Мой друг, не страшися минуты конца:
Посланником мира, с лучом утешенья
Ко смертной постели приникнув твоей,
Я буду игрою небесныя арфы
Последнюю муку твою услаждать...
О Нина, о Нина, бессмертье наш жребий.
Послание "К Нине" - 1808 год, "Теон и Эсхин" - 1814-й. Не означает ли это, что задолго до печальной развязки своего романа Жуковский принимал ее как неизбежность и, приготовляясь сдаться без боя, заранее запасался утешительными мечтами? Выходит, поражение было им предрешено, раз уж он еще вон когда его оплакивал? Где же тут внезапный кризис, поворот сердца? Нет, Жуковский на всем протяжении биографии не менялся, не взрослел. Однажды в день своего рождения - ударило сорок девять - так и написал: "Жизнь моя была вообще так одинакова, так сама на себя похожа, что я еще не покидал молодости, а вот уж надобно сказать решительно "прости" этой молодости и быть стариком, не будучи старым". Эти слова относятся и к его поэзии.

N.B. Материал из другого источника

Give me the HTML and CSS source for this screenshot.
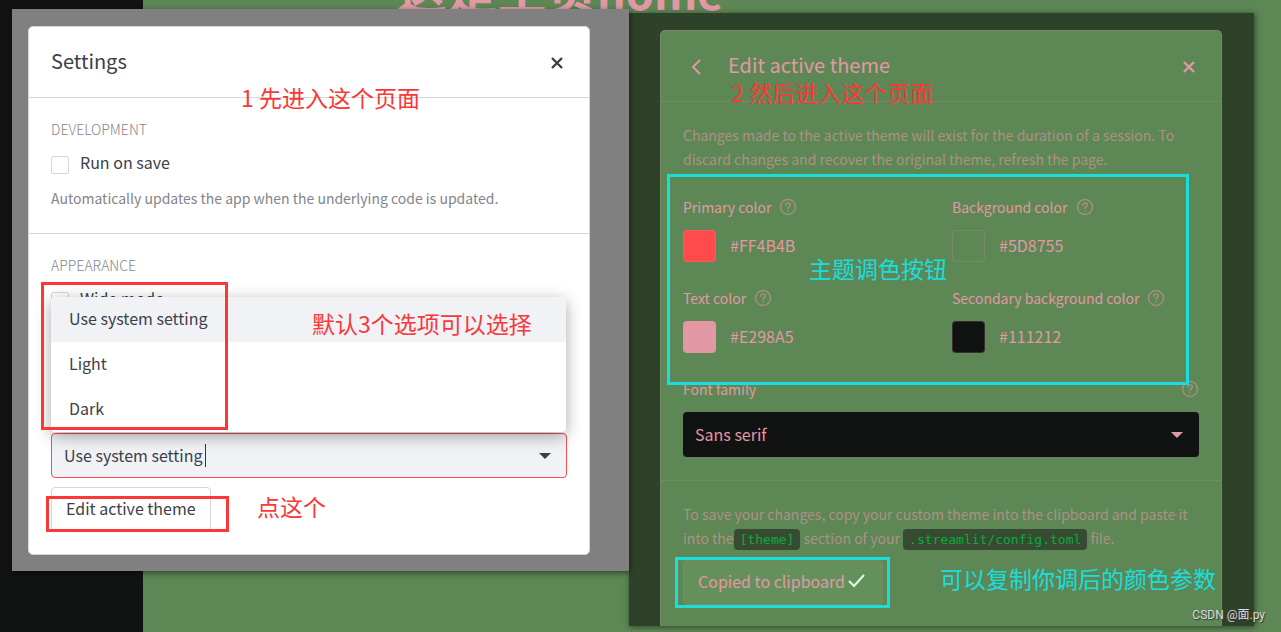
FILE: index.html
```html
<!DOCTYPE html>
<html lang="zh-CN">
<head>
    <meta charset="UTF-8">
    <meta name="viewport" content="width=device-width, initial-scale=1.0">
    <title>Streamlit - Edit active theme</title>
    <link rel="stylesheet" href="styles.css">
</head>
<body>
    <div class="app">
        <aside class="sidebar"></aside>
        <main class="content">
            <h1>这是主页<span class="latin">home</span></h1>
        </main>
    </div>

    <div class="windows">
        <section class="window window-light">
            <div class="dialog">
                <header class="dialog-header">
                    <h2>Settings</h2>
                    <button class="icon-button" type="button" aria-label="Close">
                        <svg width="14" height="14" viewBox="0 0 14 14"><path d="M2 2L12 12M12 2L2 12" fill="none" stroke="currentColor" stroke-width="2.4"/></svg>
                    </button>
                </header>
                <div class="section section-first">
                    <h3>DEVELOPMENT</h3>
                    <label class="check"><input type="checkbox"> Run on save</label>
                    <p class="caption">Automatically updates the app when the underlying code is updated.</p>
                </div>
                <div class="section">
                    <h3>APPEARANCE</h3>
                    <label class="check"><input type="checkbox"> Wide mode</label>
                    <div class="combo">
                        <ul class="menu" role="listbox" aria-label="Theme">
                            <li class="active" role="option" aria-selected="true">Use system setting</li>
                            <li role="option">Light</li>
                            <li role="option">Dark</li>
                        </ul>
                        <div class="combo-box">
                            <input type="text" role="combobox" aria-label="Theme" aria-expanded="true" value="Use system setting">
                            <span class="caret"></span>
                            <svg class="arrow" width="12" height="6" viewBox="0 0 12 6"><path d="M0 0H12L6 6Z" fill="currentColor"/></svg>
                        </div>
                    </div>
                    <button class="button" type="button">Edit active theme</button>
                </div>
            </div>
        </section>

        <section class="window window-green">
            <div class="dialog">
                <header class="dialog-header">
                    <button class="icon-button back" type="button" aria-label="Back">
                        <svg width="12" height="18" viewBox="0 0 12 18"><path d="M10 2L3 9L10 16" fill="none" stroke="currentColor" stroke-width="2"/></svg>
                    </button>
                    <h2>Edit active theme</h2>
                    <button class="icon-button" type="button" aria-label="Close">
                        <svg width="14" height="14" viewBox="0 0 14 14"><path d="M2 2L12 12M12 2L2 12" fill="none" stroke="currentColor" stroke-width="2.4"/></svg>
                    </button>
                </header>
                <div class="section section-first">
                    <p class="caption">Changes made to the active theme will exist for the duration of a session. To discard changes and recover the original theme, refresh the page.</p>
                    <div class="colors">
                        <div class="color">
                            <div class="label-row">
                                <label for="primary">Primary color</label>
                                <svg class="help" width="18" height="18" viewBox="0 0 18 18"><use href="#help"/></svg>
                            </div>
                            <div class="swatch"><input type="color" id="primary" value="#ff4b4b"><span>#FF4B4B</span></div>
                        </div>
                        <div class="color">
                            <div class="label-row">
                                <label for="background">Background color</label>
                                <svg class="help" width="18" height="18" viewBox="0 0 18 18"><use href="#help"/></svg>
                            </div>
                            <div class="swatch"><input type="color" id="background" value="#5d8755"><span>#5D8755</span></div>
                        </div>
                        <div class="color">
                            <div class="label-row">
                                <label for="text">Text color</label>
                                <svg class="help" width="18" height="18" viewBox="0 0 18 18"><use href="#help"/></svg>
                            </div>
                            <div class="swatch"><input type="color" id="text" value="#e298a5"><span>#E298A5</span></div>
                        </div>
                        <div class="color">
                            <div class="label-row">
                                <label for="secondary">Secondary background color</label>
                                <svg class="help" width="18" height="18" viewBox="0 0 18 18"><use href="#help"/></svg>
                            </div>
                            <div class="swatch"><input type="color" id="secondary" value="#111212"><span>#111212</span></div>
                        </div>
                    </div>
                    <div class="label-row spread">
                        <label for="font">Font family</label>
                        <svg class="help" width="18" height="18" viewBox="0 0 18 18"><use href="#help"/></svg>
                    </div>
                    <div class="select">
                        <select id="font">
                            <option>Sans serif</option>
                        </select>
                        <svg class="arrow" width="12" height="6" viewBox="0 0 12 6"><path d="M0 0H12L6 6Z" fill="currentColor"/></svg>
                    </div>
                </div>
                <div class="section">
                    <p class="caption">To save your changes, copy your custom theme into the clipboard and paste it into the<code>[theme]</code> section of your <code>.streamlit/config.toml</code> file.</p>
                    <button class="button" type="button">Copied to clipboard
                        <svg width="17" height="14" viewBox="0 0 17 14"><path d="M1 7L6 12L16 1" fill="none" stroke="#dfffe6" stroke-width="2"/></svg>
                    </button>
                </div>
            </div>
        </section>
    </div>

    <!-- notes drawn over the windows -->
    <div class="frame red frame-options"></div>
    <div class="frame red frame-edit"></div>
    <div class="frame cyan frame-colors"></div>
    <div class="frame cyan frame-copy"></div>
    <p class="note note-red note-step1">1 先进入这个页面</p>
    <p class="note note-red note-step2">2 然后进入这个页面</p>
    <p class="note note-red note-options">默认3个选项可以选择</p>
    <p class="note note-red note-click">点这个</p>
    <p class="note note-cyan note-colors">主题调色按钮</p>
    <p class="note note-cyan note-copy">可以复制你调后的颜色参数</p>
    <p class="watermark">CSDN @面.py</p>

    <svg class="defs" width="0" height="0">
        <symbol id="help" viewBox="0 0 18 18">
            <g fill="none" stroke="currentColor" stroke-width="1.5" stroke-linecap="round">
                <circle cx="9" cy="9" r="7.5"/>
                <path d="M6.8 7.2C6.8 4.3 11.3 4.4 11.3 7.1C11.3 8.8 9 9 9 10.4M9 12.8V12.9"/>
            </g>
        </symbol>
    </svg>
</body>
</html>
```
FILE: styles.css
```css
* {
    box-sizing: border-box;
}
body {
    margin: 0;
    position: relative;
    height: 100vh;
    overflow: hidden;
    font-family: "Noto Sans CJK SC", sans-serif;
    font-size: 16px;
    line-height: 24px;
    background-color: #5d8755;
}
h1, h2, h3, p, ul {
    margin: 0;
    padding: 0;
    font-weight: 400;
}
button, input, select {
    font: inherit;
    color: inherit;
    margin: 0;
}

/* app behind the windows */
.app {
    display: flex;
    height: 100%;
}
.sidebar {
    width: 143px;
    background-color: #111212;
}
.content {
    flex: 1;
}
h1 {
    margin-top: -42px;
    padding-left: 254px;
    color: #e298a5;
    font-size: 50px;
    font-weight: 700;
    line-height: 60px;
}
.latin {
    font-size: 45px;
}

/* windows */
.windows {
    position: absolute;
    inset: 0;
    display: grid;
    grid-template-columns: 617fr 625fr;
    align-items: start;
    padding: 9px 27px 6px 12px;
}
.window-light {
    position: relative;
    z-index: 1;
    padding: 17px 39px 16px 16px;
    background-color: #808080;
    box-shadow: 1px 2px 6px rgba(0, 0, 0, 0.5);
    color: #3c3e49;
}
.window-green {
    align-self: stretch;
    display: flex;
    margin-top: 4px;
    padding: 17px 32px 0 31px;
    background-color: #2e422a;
    box-shadow: 1px 1px 6px rgba(0, 0, 0, 0.5);
    color: #e298a5;
}
.dialog {
    flex: 1;
    border: 1px solid #d6d6d9;
    border-radius: 5px;
    background-color: #fff;
}
.window-green .dialog {
    border-color: #788a65;
    border-bottom: 0;
    border-radius: 5px 5px 0 0;
    background-color: #5d8755;
}
.dialog-header {
    display: flex;
    align-items: center;
    height: 70px;
    padding: 0 22px;
}
.dialog-header h2 {
    flex: 1;
    padding-bottom: 2px;
    font-size: 20px;
}
.icon-button {
    display: flex;
    padding: 4px 3px 3px;
    border: 0;
    background: none;
}
.back {
    margin: 0 23px 0 4px;
}
.section {
    padding: 21px 22px 22px;
    border-top: 1px solid #d6d6d9;
}
.section-first {
    padding-bottom: 23px;
}
.window-light .section {
    padding-top: 19px;
}
.window-green .section {
    border-color: #788a65;
}
h3 {
    color: #83848c;
    font-size: 14px;
    font-weight: 300;
}
.caption {
    color: #83848c;
    font-size: 14px;
}
.window-light .caption {
    margin-top: 12px;
}
.window-green .caption {
    color: #ad9185;
}
.check {
    display: flex;
    align-items: center;
    gap: 11px;
    margin-top: 9px;
}
.check input {
    appearance: none;
    width: 18px;
    height: 18px;
    margin-top: 6px;
    border: 1px solid #d6d6d9;
    border-radius: 2px;
    background-color: #fff;
}

/* theme drop-down */
.combo {
    position: relative;
    margin-top: 123px;
}
.combo-box {
    display: flex;
    align-items: center;
    height: 45px;
    padding: 0 15px 0 12px;
    border: 1px solid #ff4b4b;
    border-radius: 4px;
    background-color: #f0f2f6;
}
.combo-box input {
    width: 141px;
    padding: 0 0 2px;
    border: 0;
    outline: 0;
    background: none;
}
.caret {
    width: 1px;
    height: 23px;
    background-color: #31333f;
}
.arrow {
    margin-left: auto;
}
.menu {
    position: absolute;
    left: 0;
    right: 1px;
    bottom: 46px;
    list-style: none;
    border-radius: 4px;
    background-color: #fff;
    box-shadow: 0 4px 16px rgba(0, 0, 0, 0.35);
}
.menu li {
    padding: 9px 18px 12px;
}
.menu .active {
    border-radius: 4px 4px 0 0;
    background-color: #f0f2f6;
}
.button {
    display: flex;
    align-items: center;
    gap: 3px;
    height: 45px;
    margin-top: 9px;
    padding: 0 14px 3px;
    border: 1px solid #d6d6d9;
    border-radius: 4px;
    background-color: #fff;
}
.window-green .button {
    margin-top: 8px;
    padding-right: 17px;
    border-color: #788a65;
    background-color: #64915b;
}
.window-green .section:last-child {
    padding-bottom: 20px;
}

/* theme colors */
.colors {
    display: grid;
    grid-template-columns: 1fr 1fr;
    gap: 24px 22px;
    margin: 24px 0;
}
.label-row {
    display: flex;
    align-items: center;
    gap: 8px;
    font-size: 14px;
}
.spread {
    justify-content: space-between;
}
.help {
    color: #a0907d;
}
.swatch {
    display: flex;
    align-items: center;
    gap: 14px;
    margin-top: 11px;
}
.swatch span {
    padding-bottom: 2px;
}
.swatch input {
    appearance: none;
    width: 33px;
    height: 32px;
    padding: 0;
    border: 0;
    background: none;
}
.swatch input::-webkit-color-swatch-wrapper {
    padding: 0;
}
.swatch input::-webkit-color-swatch {
    border: 1px solid rgba(226, 152, 165, 0.2);
    border-radius: 4px;
}
.select {
    display: flex;
    align-items: center;
    margin-top: 11px;
    padding-right: 16px;
    border-radius: 4px;
    background-color: #111212;
}
.select select {
    appearance: none;
    flex: 1;
    height: 45px;
    padding: 0 12px 2px;
    border: 0;
    background: none;
}
code {
    padding: 3px 6px;
    border-radius: 4px;
    background-color: #374b33;
    color: #09ab3b;
    font-family: "DejaVu Sans Mono", monospace;
    font-size: 13px;
}

/* notes */
.frame, .note, .watermark {
    position: absolute;
}
.frame {
    z-index: 2;
    border: 3px solid #fa3838;
}
.cyan {
    border-color: #1adede;
}
.frame-options {
    left: 41px;
    top: 282px;
    width: 187px;
    height: 148px;
}
.frame-edit {
    left: 46px;
    top: 496px;
    width: 183px;
    height: 36px;
}
.frame-colors {
    left: 667px;
    top: 174px;
    width: 522px;
    height: 211px;
}
.frame-copy {
    left: 675px;
    top: 557px;
    width: 215px;
    height: 51px;
}
.note {
    z-index: 2;
    font-size: 23px;
    line-height: 30px;
    white-space: nowrap;
}
.note-red {
    color: #fa3838;
}
.note-cyan {
    color: #1adede;
}
.note-step1 {
    left: 241px;
    top: 82px;
}
.note-step2 {
    left: 731px;
    top: 77px;
}
.note-options {
    left: 312px;
    top: 308px;
}
.note-click {
    left: 257px;
    top: 491px;
}
.note-colors {
    left: 809px;
    top: 253px;
}
.note-copy {
    left: 940px;
    top: 563px;
}
.watermark {
    right: 16px;
    bottom: 5px;
    z-index: 2;
    color: #dcdcdc;
    font-family: Roboto, "Noto Sans CJK SC", sans-serif;
    font-size: 12px;
    text-shadow: 1px 1px 1px #333;
}
.defs {
    position: absolute;
}
```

- Дело сложней: Жуковский вообще невысоко ставил роль личности в поэзии, в истории, в частной жизни. Он с молодых лет проникся уверенностью, что личность, с ее своевольными страстями, с ее себялюбивой тягой к счастью, с ее обидами на судьбу, только сбивает душу с пути. Так он думал, так и жил, так и писал. Не примирение с действительностью, а отречение от мнимых прав личности. Самоограничение, самопожертвование. Не пользоваться жизнью, но выполнять ее как долг - или домашнее задание. Невесело и нелегко - придется потерпеть.